### WHAT IS REQUIRED:
Pictures are not part of the copy. Give again exactly the lines from the one with "Give me the React, TypeScript" to the one with "const [selected] = useState(8);", inclusive.

### DATA FOR PROCESSING:
* Start *

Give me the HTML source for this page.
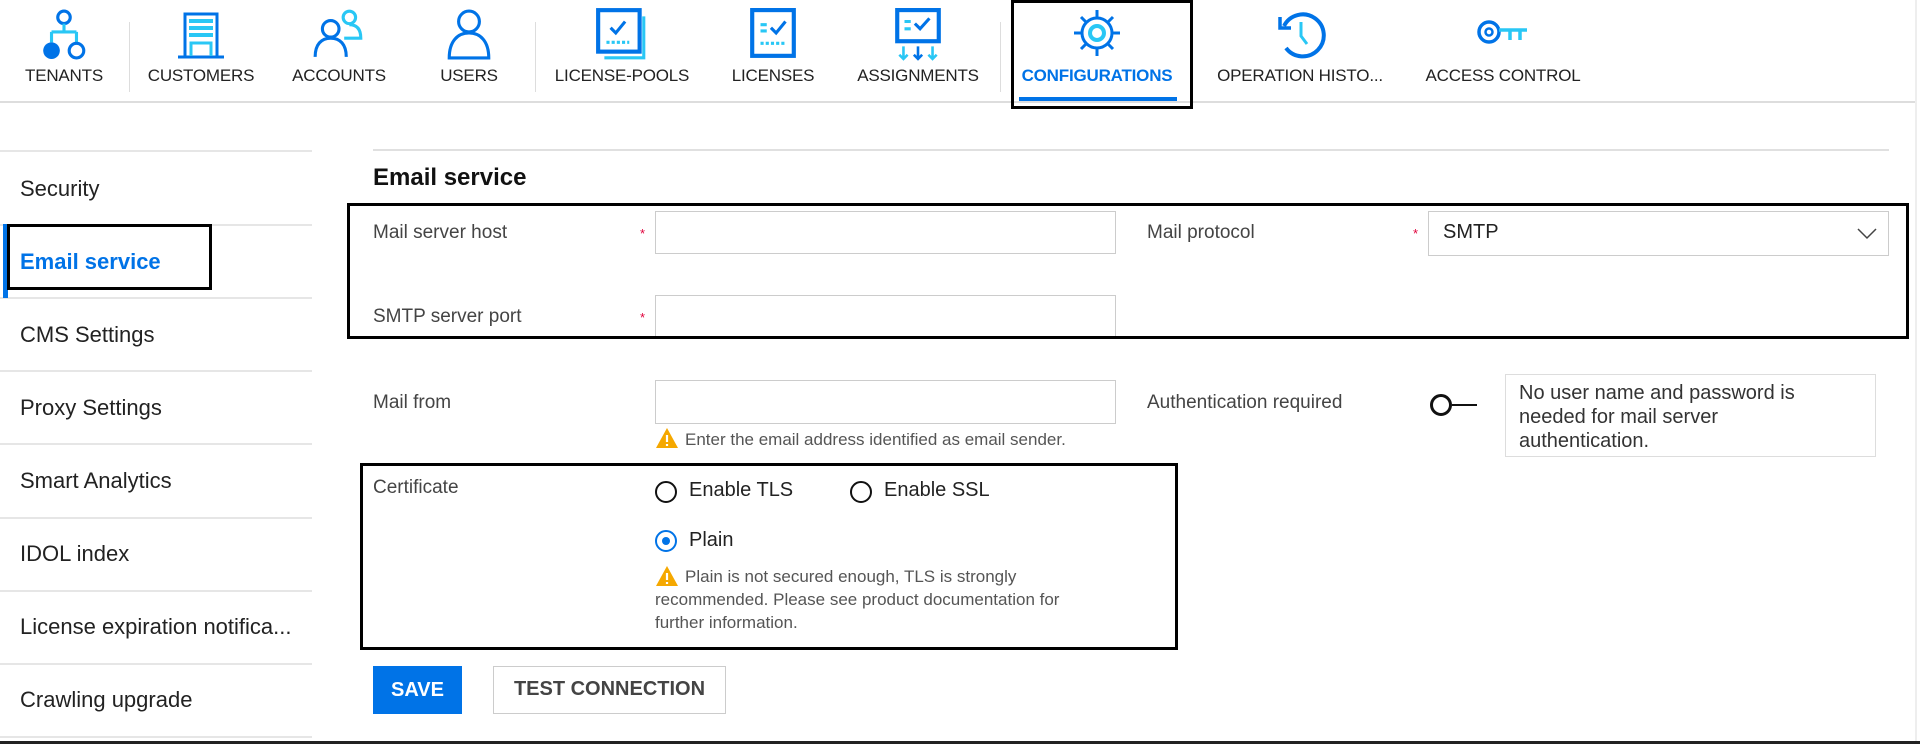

* End *
* Start *

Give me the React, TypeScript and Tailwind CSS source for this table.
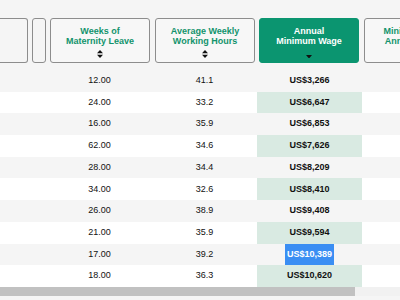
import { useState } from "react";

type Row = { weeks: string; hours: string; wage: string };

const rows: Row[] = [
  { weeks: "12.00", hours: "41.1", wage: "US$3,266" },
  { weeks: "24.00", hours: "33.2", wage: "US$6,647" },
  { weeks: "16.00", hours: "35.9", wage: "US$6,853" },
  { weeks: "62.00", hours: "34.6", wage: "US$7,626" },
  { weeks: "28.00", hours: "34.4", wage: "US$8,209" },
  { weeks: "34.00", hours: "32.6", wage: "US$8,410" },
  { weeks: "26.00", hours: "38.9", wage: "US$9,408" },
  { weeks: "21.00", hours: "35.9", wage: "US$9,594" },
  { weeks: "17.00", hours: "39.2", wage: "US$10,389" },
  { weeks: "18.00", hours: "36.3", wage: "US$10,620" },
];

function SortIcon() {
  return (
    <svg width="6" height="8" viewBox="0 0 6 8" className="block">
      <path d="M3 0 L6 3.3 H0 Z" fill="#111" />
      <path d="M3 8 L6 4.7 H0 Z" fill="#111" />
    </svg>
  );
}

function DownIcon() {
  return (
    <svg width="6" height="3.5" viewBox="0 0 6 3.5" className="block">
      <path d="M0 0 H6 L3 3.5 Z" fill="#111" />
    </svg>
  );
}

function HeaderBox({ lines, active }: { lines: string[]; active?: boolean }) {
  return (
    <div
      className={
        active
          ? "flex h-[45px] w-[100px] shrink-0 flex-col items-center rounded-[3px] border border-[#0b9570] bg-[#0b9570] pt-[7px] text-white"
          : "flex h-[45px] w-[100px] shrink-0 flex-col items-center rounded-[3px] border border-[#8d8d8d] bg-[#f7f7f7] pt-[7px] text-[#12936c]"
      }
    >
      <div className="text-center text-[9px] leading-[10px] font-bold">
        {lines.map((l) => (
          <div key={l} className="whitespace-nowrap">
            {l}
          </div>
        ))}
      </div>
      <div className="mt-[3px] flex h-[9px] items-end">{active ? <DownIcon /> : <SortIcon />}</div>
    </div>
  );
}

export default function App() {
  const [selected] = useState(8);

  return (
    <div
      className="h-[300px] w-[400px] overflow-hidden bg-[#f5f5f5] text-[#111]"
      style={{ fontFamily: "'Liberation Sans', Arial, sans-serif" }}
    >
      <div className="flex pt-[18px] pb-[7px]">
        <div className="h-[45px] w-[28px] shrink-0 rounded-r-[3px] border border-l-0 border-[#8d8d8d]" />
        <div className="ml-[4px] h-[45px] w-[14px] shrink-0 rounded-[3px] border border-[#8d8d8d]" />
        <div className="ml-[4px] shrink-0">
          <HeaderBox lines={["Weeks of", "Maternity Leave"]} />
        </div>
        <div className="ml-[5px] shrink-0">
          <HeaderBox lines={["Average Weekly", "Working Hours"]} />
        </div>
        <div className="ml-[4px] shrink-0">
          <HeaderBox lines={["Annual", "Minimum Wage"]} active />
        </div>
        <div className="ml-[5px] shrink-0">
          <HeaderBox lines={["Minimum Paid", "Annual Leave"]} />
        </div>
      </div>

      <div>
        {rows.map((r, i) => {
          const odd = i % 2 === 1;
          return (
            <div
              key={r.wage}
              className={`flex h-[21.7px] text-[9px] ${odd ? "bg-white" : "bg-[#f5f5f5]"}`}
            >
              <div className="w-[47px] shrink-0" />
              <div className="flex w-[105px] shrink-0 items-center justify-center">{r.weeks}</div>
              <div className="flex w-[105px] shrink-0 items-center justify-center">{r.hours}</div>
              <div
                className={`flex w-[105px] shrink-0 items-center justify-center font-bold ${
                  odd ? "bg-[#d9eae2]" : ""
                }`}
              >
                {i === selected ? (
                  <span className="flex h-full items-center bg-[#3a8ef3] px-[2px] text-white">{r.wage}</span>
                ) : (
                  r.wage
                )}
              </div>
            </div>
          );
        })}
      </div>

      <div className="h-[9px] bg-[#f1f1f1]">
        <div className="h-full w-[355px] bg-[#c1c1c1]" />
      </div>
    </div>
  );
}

* End *
* Start *

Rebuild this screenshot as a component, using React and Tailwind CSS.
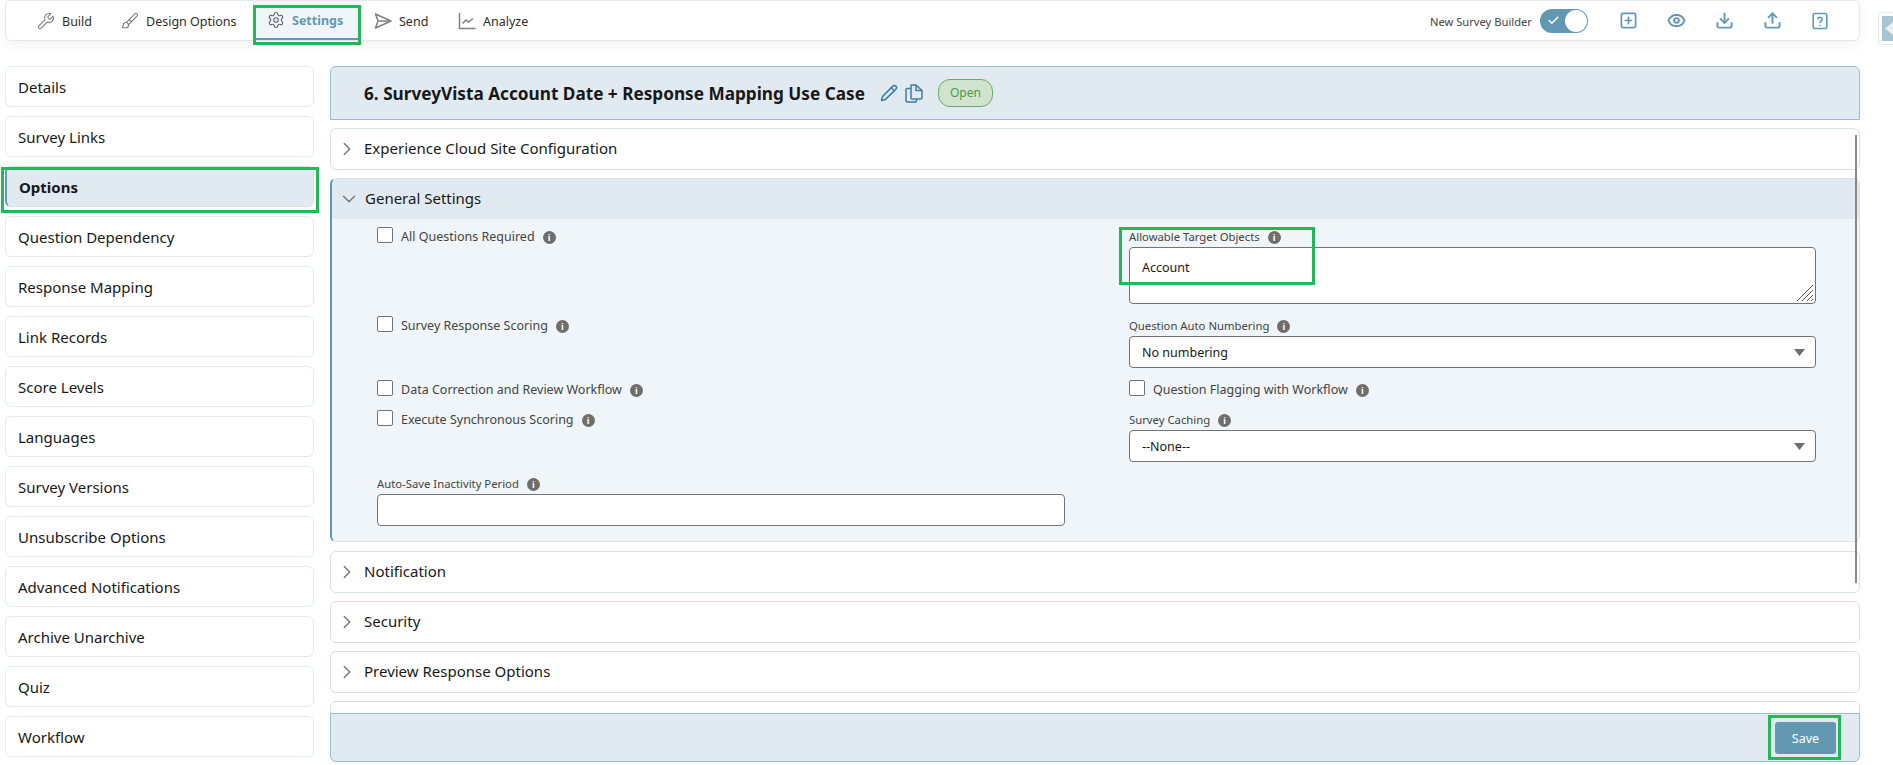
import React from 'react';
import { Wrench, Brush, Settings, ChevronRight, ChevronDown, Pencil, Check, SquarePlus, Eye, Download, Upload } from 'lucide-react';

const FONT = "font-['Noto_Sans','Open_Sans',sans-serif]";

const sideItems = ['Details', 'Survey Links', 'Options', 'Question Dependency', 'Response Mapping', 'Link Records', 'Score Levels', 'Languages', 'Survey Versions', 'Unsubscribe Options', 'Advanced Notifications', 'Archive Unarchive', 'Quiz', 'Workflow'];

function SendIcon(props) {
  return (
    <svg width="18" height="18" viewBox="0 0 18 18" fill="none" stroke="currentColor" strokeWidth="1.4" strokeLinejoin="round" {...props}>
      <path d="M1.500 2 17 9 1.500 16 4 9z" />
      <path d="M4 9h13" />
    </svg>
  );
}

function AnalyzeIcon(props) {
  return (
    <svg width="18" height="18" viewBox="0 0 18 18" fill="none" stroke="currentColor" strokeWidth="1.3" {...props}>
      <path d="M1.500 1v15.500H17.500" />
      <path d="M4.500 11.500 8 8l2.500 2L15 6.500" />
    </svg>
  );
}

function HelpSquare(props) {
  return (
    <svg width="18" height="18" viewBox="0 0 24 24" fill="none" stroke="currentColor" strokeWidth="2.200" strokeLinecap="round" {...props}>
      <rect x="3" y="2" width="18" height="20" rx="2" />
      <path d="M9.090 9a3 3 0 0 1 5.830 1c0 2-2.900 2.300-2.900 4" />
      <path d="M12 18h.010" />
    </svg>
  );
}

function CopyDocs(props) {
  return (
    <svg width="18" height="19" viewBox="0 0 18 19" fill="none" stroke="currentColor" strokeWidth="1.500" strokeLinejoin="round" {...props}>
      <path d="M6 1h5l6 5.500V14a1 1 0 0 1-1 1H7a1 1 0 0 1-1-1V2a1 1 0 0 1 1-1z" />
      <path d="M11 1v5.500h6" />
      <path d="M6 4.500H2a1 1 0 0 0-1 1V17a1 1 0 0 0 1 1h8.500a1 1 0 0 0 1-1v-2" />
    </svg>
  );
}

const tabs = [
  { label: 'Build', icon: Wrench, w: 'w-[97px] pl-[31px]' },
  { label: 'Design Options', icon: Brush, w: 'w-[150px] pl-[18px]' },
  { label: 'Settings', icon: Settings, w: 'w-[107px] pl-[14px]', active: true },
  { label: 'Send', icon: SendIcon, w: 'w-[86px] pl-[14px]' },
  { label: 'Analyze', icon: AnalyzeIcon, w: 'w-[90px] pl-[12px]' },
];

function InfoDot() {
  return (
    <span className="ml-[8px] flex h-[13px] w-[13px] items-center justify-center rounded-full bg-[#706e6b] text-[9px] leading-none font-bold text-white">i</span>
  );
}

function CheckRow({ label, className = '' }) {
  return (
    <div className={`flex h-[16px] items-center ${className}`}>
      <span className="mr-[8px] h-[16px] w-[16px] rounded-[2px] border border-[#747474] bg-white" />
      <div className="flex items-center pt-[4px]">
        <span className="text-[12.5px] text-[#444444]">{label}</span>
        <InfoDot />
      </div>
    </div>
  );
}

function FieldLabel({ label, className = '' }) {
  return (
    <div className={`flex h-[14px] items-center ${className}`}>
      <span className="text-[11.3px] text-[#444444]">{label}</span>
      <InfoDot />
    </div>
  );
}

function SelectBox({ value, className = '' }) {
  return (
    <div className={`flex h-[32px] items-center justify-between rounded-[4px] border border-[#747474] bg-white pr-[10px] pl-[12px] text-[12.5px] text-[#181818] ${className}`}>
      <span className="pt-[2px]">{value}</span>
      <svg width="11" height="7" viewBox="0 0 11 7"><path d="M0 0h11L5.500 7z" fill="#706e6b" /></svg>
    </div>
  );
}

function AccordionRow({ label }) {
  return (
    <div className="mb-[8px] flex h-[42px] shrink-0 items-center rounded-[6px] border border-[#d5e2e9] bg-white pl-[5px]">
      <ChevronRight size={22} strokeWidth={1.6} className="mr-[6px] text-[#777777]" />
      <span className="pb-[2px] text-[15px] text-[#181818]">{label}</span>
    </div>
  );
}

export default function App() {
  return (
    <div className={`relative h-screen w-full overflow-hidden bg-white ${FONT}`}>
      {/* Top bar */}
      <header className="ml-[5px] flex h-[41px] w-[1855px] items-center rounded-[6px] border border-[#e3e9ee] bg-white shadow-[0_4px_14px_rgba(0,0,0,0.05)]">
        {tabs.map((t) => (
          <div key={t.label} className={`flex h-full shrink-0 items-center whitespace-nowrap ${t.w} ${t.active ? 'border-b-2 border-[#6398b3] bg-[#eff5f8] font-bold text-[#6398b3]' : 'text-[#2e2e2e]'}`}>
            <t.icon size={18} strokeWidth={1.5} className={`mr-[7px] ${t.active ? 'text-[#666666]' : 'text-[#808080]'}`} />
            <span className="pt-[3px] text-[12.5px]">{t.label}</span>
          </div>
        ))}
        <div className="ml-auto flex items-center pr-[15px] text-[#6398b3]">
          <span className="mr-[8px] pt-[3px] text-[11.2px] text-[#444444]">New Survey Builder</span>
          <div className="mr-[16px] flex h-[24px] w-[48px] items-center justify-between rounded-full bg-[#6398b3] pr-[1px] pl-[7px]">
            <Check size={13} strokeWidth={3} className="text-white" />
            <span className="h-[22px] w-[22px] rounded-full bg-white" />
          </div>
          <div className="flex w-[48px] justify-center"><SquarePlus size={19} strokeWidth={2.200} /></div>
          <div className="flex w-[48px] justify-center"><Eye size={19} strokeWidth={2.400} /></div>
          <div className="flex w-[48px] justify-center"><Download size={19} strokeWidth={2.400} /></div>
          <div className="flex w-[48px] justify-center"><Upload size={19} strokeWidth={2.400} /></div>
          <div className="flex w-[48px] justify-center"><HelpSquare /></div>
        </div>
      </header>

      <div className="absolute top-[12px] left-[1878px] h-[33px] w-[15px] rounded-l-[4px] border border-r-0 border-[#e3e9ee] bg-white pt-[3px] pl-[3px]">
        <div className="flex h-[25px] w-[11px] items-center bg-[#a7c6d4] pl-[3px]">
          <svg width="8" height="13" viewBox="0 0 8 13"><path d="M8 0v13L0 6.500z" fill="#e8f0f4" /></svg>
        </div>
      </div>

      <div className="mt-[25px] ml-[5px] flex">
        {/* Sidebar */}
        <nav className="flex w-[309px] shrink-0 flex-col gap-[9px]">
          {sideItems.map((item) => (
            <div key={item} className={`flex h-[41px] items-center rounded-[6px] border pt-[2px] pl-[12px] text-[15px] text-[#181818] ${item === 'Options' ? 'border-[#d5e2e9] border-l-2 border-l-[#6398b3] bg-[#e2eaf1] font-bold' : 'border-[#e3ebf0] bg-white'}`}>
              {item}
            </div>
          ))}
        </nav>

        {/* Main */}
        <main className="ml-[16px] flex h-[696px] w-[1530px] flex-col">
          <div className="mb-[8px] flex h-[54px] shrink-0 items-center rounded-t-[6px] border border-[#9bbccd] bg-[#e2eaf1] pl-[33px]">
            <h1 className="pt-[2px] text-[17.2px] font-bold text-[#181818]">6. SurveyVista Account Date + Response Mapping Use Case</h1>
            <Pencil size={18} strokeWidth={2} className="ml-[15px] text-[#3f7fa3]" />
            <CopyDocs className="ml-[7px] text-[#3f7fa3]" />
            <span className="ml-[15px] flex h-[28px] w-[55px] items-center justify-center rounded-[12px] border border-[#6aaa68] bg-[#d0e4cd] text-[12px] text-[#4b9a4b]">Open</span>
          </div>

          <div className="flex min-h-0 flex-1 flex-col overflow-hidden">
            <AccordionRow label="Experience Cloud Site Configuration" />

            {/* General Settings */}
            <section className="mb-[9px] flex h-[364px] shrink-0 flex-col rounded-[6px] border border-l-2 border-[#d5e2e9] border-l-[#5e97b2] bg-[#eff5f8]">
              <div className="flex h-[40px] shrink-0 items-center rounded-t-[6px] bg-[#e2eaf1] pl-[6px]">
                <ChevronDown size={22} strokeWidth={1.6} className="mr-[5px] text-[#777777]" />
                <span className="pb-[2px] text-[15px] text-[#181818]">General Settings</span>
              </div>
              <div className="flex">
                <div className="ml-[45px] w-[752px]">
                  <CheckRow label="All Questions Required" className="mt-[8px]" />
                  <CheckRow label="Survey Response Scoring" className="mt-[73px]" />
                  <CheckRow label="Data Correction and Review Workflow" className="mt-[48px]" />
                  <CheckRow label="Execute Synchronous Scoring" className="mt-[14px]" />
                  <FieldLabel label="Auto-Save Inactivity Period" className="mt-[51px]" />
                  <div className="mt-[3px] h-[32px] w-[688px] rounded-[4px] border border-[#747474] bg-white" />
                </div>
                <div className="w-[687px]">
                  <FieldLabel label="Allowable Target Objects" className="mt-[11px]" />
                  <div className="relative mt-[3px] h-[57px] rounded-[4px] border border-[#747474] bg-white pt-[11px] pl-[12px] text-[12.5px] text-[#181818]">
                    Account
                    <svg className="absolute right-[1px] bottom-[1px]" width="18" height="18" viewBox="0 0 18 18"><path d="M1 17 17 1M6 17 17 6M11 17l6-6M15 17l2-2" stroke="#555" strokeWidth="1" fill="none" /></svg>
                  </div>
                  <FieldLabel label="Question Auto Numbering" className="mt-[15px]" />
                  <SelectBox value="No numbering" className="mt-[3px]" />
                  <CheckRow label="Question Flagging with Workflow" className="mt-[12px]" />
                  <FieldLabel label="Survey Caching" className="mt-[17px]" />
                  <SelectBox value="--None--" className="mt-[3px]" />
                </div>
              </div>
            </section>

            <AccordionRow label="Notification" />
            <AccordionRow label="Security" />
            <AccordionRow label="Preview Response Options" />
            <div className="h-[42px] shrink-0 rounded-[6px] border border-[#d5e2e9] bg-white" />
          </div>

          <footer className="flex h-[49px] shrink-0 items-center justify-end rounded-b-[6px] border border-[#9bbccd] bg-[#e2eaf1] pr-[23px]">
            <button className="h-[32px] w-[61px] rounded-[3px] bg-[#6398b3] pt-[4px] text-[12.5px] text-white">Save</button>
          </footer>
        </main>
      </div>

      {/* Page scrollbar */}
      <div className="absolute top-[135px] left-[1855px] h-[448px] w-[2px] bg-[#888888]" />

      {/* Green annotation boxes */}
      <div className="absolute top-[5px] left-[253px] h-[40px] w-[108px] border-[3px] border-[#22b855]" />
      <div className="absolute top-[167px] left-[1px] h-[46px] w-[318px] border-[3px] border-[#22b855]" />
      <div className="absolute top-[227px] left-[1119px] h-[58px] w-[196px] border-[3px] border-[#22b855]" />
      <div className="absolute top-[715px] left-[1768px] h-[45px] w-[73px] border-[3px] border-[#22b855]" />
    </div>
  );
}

* End *

### THE OUTPUT:
Give me the React, TypeScript and Tailwind CSS source for this table.
import { useState } from "react";

type Row = { weeks: string; hours: string; wage: string };

const rows: Row[] = [
  { weeks: "12.00", hours: "41.1", wage: "US$3,266" },
  { weeks: "24.00", hours: "33.2", wage: "US$6,647" },
  { weeks: "16.00", hours: "35.9", wage: "US$6,853" },
  { weeks: "62.00", hours: "34.6", wage: "US$7,626" },
  { weeks: "28.00", hours: "34.4", wage: "US$8,209" },
  { weeks: "34.00", hours: "32.6", wage: "US$8,410" },
  { weeks: "26.00", hours: "38.9", wage: "US$9,408" },
  { weeks: "21.00", hours: "35.9", wage: "US$9,594" },
  { weeks: "17.00", hours: "39.2", wage: "US$10,389" },
  { weeks: "18.00", hours: "36.3", wage: "US$10,620" },
];

function SortIcon() {
  return (
    <svg width="6" height="8" viewBox="0 0 6 8" className="block">
      <path d="M3 0 L6 3.3 H0 Z" fill="#111" />
      <path d="M3 8 L6 4.7 H0 Z" fill="#111" />
    </svg>
  );
}

function DownIcon() {
  return (
    <svg width="6" height="3.5" viewBox="0 0 6 3.5" className="block">
      <path d="M0 0 H6 L3 3.5 Z" fill="#111" />
    </svg>
  );
}

function HeaderBox({ lines, active }: { lines: string[]; active?: boolean }) {
  return (
    <div
      className={
        active
          ? "flex h-[45px] w-[100px] shrink-0 flex-col items-center rounded-[3px] border border-[#0b9570] bg-[#0b9570] pt-[7px] text-white"
          : "flex h-[45px] w-[100px] shrink-0 flex-col items-center rounded-[3px] border border-[#8d8d8d] bg-[#f7f7f7] pt-[7px] text-[#12936c]"
      }
    >
      <div className="text-center text-[9px] leading-[10px] font-bold">
        {lines.map((l) => (
          <div key={l} className="whitespace-nowrap">
            {l}
          </div>
        ))}
      </div>
      <div className="mt-[3px] flex h-[9px] items-end">{active ? <DownIcon /> : <SortIcon />}</div>
    </div>
  );
}

export default function App() {
  const [selected] = useState(8);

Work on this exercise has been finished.